So many of the clients that I help are in a place of transition in their lives; they have just come through divorce, they are starting a new career, they are newly widowed, they are learning to live with an “empty nest,” no matter what their transition they are faced with huge changes in their lives. Over and over again I see that for each of these women there seems to be three very basic necessities to surviving this transition. I call them the abc’s of surviving transition.
A – Acceptance
The first thing that is important to remember is you have to accept things have changed. It is never easy, especially because our natural tendency in times of change is to be surrounded with feelings of fear, doubt and worry.

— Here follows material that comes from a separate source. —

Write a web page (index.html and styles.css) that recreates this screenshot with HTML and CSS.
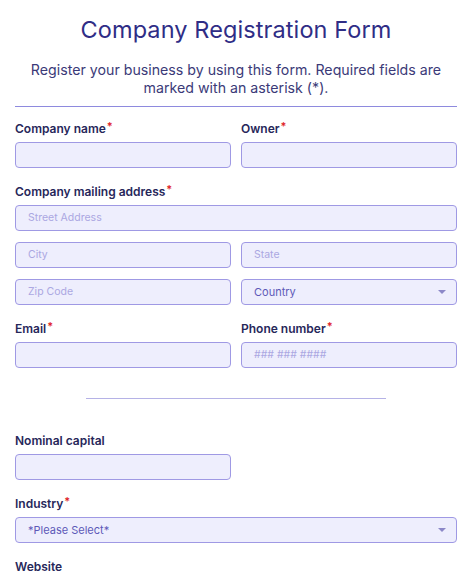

Most often change is what we need most for personal growth and I am a firm believer in “what doesn’t kill us makes us stronger.” Still it can be hard to accept something, especially if it was a change we didn’t want. The key to remember is when you hold onto something and refuse to accept the transition you open yourself up to emotional and mental health issues. For your emotional, mental and spiritual health it is important to move forward and to find peace in the situation.
B – Belief
The second thing I encourage my clients to do is to believe in themselves and to believe that they will make it through this situation a stronger person. This is never an easy step, but one that is so important to surviving transition. The first step in developing your belief is to celebrate the successes, big or small, because focusing on the good is encouraging and makes us feel better about a situation. Forget about the negativity and focus strongly on the positive. Some days it will be hard to find the positives, but make an effort to search them out. Soon it will become easier and easier. The second step is to set yourself up to win. Find ways to put yourself into situations you know will have a positive outcome. Finally, surround yourself with people who believe in you and are your biggest cheerleaders as they will soon have you believing in yourself as well.
C – Courage
Perhaps the hardest step, but most critical step to surviving transition is finding courage within yourself. It won’t always be easy to “keep going,” especially if the change is something you were fighting and is an unwelcomed change, but it will be important each and every day to take a step forward (even if it is just a baby step).
When you begin practicing these abc’s you will find that you can face any obstacle that life throws in your way with a newfound confidence and an ability to make it through the other side in one piece!!